Organisations might decide to use their service management tool's ticket timer suspension feature in an attempt to consider on-hold periods and so gauge actual lead time for all service tickets, but doing so is inadvisable because controlling its use is almost impossible. Data will likely be even more inaccurate as a result.

You can't blame organisations for trying to considering on-hold periods though, as futile as it will surely prove to be. This is because metrics must support a process.

Strictly speaking, the time it takes to resolve or complete a ticket does fit with ITIL's outline for service ticket management but the outline has a substantial shortcoming in not addressing the on-hold period.

Without accurately doing so, it's impossible to know how well a service provider is able to restore normal service, or indeed how quickly service requests are being fulfilled. In other words, it's impossible to measure performance in meeting the purpose of the Incident Management and Request Fulfilment processes. ITIL's outline for service ticket management is therefore not entirely fit for use.

ITIL contributors must know this but ITIL can't fill the gap because any derived solution would be too detailed in its prescription. It's therefore up to organisations to find a solution if they possibly can, contributing to the development of their own Incident Management process.

It is possible to do, to quite accurately consider on-hold periods and prevent tickets from dwindling. While a solution is in no way obvious, it's a good example of why focus should always be on process. Process is the great enabler and we have the tools to do anything these days.

Reminds me of the adage "people, process and technology". "Process" sits in the middle for a reason.


So, this article draws on the perspective that because organisations usually measure the Resolution SLA with data that doesn't reflect the purpose of the Incident Management and Request Fulfilment processes, the data is inappropriate and therefore substantially inaccurate. In my opinion, organisations who haven't found how to fix the problem of the on-hold period should therefore not be using a Resolution SLA.
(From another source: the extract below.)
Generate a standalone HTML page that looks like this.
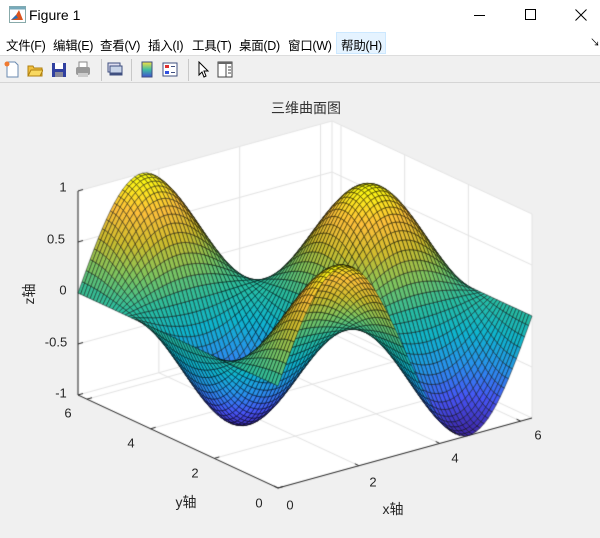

Difficulty is, managed service providers need to and internal IT departments quite rightly feel they should be measuring the performance of their support function, in part to show accountability.

I recently opened a LinkedIn itSMF group conversation on the subject. I asked:


"I'm wondering if anyone has ever seen anything written on the Resolution SLA usually being statistically and practically flawed?" and when asked to elaborate, I wrote:


"Yes, in relation to the Incident Management process. So, for example, if a service provider agrees with the business or client that say 80% of medium priority service tickets, which might include requests as well as incidents, will be resolved/ completed within 3 days.

I'm wondering if others agree with me that producing accurate data for this is almost impossible, even if the service provider has the benefit of an Incident Manager to oversee breaches and the IM process generally."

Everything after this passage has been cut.